EY noted that part of the reason E&Ps have boosted shareholder returns in the past year is partly due to increased cash on hand realized from higher commodity prices in 2022.

But with commodity prices down significantly from levels seen last year, there’s a tension brewing between a company’s capital budget and its return-of-capital framework as the industry heads into 2024.

Coterra was able to generate significant FCF at recent strip prices to fuel share buybacks during the second quarter. But in a lower price environment, that bucket of excess FCF would be significantly smaller.

sum of expected uses
Coterra expects to continue paying out dividends while making less free cash flow under lower commodity prices (Source: Coterra investor presentation)

Coterra aims to keep a resilient base dividend payment as part of its shareholder return framework. But the company’s ability to buy back shares, issue special dividends and reduce debt using extra cash on hand would be more limited under lower commodity prices.

“I think that capital discipline in 2024 would win if it had to—if commodity prices went down,” Pickering said. “Later in this cycle, I think the capital budget will win.”
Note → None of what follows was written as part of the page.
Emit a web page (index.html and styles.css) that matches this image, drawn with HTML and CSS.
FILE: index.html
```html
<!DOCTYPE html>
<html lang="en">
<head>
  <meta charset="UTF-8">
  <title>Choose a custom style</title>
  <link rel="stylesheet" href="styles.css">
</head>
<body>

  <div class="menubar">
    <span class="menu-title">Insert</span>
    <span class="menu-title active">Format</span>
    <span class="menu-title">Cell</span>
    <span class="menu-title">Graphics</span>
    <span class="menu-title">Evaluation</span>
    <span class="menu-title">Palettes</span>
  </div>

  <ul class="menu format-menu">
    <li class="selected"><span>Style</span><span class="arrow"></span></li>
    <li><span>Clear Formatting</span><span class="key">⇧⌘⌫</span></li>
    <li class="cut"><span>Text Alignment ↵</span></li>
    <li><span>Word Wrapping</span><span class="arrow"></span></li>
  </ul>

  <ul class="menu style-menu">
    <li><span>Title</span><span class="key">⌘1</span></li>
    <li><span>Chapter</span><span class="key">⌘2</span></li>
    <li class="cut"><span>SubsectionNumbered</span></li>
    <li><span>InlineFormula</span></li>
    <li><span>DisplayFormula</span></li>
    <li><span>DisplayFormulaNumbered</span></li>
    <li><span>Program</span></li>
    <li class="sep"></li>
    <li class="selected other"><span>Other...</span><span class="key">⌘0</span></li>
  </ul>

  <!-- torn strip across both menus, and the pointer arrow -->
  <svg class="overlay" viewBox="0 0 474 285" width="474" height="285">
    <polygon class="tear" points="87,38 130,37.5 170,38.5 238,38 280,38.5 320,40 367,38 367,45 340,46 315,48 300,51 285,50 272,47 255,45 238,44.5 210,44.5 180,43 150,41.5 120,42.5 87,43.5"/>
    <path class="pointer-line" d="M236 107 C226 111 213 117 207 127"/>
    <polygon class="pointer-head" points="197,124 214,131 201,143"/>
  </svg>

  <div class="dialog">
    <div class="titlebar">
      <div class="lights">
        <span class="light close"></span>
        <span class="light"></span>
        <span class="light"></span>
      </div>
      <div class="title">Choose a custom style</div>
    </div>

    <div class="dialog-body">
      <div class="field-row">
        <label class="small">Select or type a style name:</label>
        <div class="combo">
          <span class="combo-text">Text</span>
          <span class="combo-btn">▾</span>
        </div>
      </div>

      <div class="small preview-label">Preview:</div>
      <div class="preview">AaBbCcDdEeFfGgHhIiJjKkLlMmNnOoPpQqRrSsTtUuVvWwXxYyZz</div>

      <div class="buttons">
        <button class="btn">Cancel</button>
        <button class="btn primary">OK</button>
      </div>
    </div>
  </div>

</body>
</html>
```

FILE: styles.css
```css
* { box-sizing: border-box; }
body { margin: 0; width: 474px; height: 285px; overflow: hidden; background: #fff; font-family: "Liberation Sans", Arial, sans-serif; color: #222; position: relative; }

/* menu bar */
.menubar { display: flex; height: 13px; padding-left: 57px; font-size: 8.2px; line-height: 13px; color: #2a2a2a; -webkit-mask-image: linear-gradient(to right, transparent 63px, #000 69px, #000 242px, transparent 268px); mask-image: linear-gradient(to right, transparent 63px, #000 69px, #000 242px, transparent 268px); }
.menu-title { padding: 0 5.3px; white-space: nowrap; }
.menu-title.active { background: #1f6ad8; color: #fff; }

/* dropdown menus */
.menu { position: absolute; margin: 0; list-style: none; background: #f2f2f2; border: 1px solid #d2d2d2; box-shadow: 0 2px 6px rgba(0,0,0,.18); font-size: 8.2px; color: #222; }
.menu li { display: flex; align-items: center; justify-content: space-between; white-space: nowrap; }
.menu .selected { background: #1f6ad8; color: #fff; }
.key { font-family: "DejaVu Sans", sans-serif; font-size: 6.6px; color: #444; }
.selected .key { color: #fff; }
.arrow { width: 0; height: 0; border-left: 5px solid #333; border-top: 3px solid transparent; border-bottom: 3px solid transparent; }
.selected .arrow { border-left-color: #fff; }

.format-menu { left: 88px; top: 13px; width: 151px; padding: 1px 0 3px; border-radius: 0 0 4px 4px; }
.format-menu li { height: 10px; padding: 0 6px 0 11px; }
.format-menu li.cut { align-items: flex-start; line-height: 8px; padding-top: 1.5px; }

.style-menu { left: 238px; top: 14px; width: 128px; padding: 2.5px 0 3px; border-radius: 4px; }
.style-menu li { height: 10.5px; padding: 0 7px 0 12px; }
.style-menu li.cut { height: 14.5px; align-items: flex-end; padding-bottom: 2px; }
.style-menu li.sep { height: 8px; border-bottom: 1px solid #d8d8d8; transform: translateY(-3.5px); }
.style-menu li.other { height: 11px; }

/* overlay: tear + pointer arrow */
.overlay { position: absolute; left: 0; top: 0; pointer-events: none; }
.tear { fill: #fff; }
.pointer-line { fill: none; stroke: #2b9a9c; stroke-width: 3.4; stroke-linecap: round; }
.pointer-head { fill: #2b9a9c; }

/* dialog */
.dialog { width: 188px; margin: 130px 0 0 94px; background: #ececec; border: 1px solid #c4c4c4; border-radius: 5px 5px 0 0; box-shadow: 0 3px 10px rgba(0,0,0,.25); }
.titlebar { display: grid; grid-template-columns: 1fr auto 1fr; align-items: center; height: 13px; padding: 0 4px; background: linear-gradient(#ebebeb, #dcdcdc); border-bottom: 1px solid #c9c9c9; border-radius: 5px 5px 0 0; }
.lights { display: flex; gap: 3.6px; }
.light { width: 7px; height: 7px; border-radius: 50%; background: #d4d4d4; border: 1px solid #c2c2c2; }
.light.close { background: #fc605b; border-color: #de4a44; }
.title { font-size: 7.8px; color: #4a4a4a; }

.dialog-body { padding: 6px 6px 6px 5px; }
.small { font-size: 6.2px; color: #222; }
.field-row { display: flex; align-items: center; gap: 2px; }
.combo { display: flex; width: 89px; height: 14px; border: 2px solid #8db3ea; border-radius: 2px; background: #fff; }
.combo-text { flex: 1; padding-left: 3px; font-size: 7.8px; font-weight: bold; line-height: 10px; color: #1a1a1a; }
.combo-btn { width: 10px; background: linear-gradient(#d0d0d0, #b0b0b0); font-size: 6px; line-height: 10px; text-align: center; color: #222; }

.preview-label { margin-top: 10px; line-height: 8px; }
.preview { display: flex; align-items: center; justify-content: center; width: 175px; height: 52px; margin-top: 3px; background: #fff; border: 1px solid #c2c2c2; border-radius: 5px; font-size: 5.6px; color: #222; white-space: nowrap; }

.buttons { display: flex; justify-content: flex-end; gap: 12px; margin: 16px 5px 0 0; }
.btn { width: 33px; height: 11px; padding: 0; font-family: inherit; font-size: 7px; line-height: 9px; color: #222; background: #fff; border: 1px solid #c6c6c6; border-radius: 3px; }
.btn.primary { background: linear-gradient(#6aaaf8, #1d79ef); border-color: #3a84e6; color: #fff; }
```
U.S. E&Ps aren’t rushing to drill new wells and boost production right now. Most of the top operators expect their production to remain relatively flat year over year.

But if commodity prices go up for a sustained period of time, investors could push E&Ps to drill more capital into the ground.
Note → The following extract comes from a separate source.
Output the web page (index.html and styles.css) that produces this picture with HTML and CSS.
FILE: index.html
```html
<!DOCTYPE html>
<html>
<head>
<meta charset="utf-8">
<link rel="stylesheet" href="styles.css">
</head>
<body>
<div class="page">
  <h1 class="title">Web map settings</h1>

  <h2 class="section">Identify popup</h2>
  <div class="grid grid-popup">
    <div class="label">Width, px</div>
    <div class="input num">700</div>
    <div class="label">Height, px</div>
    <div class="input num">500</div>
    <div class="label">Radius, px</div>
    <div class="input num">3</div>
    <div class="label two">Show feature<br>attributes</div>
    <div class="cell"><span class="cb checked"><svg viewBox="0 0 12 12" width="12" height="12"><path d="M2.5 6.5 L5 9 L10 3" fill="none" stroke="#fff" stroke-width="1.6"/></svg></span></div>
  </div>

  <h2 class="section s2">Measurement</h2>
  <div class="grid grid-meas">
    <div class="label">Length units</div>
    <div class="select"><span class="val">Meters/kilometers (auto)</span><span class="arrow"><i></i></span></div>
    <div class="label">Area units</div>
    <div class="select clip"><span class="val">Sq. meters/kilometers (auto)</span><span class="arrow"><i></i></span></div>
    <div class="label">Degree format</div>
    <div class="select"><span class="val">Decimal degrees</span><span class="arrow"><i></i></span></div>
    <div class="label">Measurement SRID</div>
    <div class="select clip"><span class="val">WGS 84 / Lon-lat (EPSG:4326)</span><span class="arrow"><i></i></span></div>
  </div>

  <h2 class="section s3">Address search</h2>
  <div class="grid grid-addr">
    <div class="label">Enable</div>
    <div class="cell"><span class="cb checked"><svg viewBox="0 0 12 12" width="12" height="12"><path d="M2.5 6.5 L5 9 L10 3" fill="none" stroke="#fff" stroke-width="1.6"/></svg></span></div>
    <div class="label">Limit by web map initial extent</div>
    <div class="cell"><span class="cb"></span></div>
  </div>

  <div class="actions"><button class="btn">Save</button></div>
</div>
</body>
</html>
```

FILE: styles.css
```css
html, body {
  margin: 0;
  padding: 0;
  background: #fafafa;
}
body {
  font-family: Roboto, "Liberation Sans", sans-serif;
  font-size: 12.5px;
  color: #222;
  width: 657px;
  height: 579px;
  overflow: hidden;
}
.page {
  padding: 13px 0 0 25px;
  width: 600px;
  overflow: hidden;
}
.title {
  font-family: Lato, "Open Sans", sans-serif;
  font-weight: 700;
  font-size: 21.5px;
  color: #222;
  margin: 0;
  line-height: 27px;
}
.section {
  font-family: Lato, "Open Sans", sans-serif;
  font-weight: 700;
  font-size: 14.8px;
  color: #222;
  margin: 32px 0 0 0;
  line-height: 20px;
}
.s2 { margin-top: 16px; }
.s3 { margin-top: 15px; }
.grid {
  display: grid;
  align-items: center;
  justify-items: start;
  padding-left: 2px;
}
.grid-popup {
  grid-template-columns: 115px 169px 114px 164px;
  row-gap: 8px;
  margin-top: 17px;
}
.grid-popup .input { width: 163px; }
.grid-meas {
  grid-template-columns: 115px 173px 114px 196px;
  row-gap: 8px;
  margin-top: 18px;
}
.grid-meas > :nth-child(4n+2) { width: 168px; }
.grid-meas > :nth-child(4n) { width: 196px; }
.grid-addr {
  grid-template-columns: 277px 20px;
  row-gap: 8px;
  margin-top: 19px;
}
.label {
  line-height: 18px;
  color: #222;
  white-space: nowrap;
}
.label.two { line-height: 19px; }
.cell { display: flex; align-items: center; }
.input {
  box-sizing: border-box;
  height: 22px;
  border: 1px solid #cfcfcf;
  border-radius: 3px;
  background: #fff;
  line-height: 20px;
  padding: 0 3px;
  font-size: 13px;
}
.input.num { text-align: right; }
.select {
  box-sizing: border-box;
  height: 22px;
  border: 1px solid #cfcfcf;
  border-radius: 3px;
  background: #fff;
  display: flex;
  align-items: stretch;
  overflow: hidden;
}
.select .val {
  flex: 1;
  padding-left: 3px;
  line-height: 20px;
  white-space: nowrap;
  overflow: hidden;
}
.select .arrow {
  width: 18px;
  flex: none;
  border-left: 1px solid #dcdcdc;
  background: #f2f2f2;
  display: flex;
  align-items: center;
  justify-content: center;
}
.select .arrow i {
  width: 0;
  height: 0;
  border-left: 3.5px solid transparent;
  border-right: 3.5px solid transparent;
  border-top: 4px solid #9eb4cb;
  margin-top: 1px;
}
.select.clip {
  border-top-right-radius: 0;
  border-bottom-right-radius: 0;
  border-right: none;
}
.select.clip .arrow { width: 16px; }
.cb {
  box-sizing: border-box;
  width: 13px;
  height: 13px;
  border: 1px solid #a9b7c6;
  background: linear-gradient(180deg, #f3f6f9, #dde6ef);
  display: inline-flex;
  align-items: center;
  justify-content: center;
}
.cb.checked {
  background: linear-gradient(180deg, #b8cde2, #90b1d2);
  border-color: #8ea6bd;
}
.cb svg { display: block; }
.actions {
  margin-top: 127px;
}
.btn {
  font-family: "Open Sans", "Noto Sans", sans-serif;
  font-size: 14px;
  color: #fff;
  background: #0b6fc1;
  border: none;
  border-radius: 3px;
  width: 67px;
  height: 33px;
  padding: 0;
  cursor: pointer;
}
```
“As we have [a] duration of strong commodity prices, historically what you see is investors get excited,” Pickering said. “’Wow, look at the returns in this business,’ and they start pushing.”

“Right now they’re pushing for, ‘Give me the money back.’ I think this cycle ultimately finishes with investors saying, ‘Do more, do more, do more,’” he said.
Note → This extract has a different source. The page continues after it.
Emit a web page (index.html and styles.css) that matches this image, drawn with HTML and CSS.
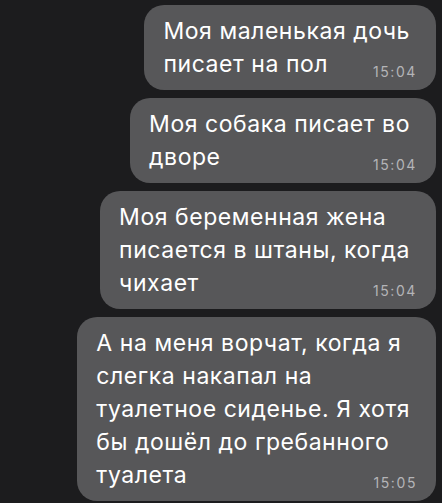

Coasting, not accelerating

For the time being, and for the level of activity companies are currently targeting, the oil and gas industry has enough capital to sustain itself.

“I don’t think that we have too little capital,” said Pickering Energy Partners Managing Director Lex Hochner, who focuses on the firm’s private investment portfolio. “In fact, the industry needs less capital today for a few different reasons—one of which is our capital has become more efficient.”

Cash piles, while shrinking in a lower price environment, are still robust. The investment-grade debt market is plenty open, and the high-yield market is generally open.

Some signs of life have appeared in equity fundraising markets as private companies in the oil and gas space plan initial public offerings. Experts at Latham & Watkins told Hart Energy this summer that the number of energy IPOs could more than double by year-end.

Coming off of near-death experiences during the bankruptcy bust and the COVID-19 pandemic, the oil and gas industry has enough capital to coast through its current plans.

But as this industry knows well, times change—and they can change quickly.

The investment community is much less willing to help the oil and gas sector when times are tough and prices are low. When the industry is going through a trying period, there’s even less access to private equity capital. Institutional investors are much less willing to step in to support a teetering E&P with a stock offering.

But on the flip side, if the U.S. shale industry really wanted to about-face, put pedal to metal and accelerate output growth, access to capital might become a bigger issue for the sector.

“Right now, institutional investors don’t want to support it. Banks aren’t going to be aggressive lenders to the space,” Pickering said. “We’re still too close to the scars of the downturn to support a rapid acceleration.”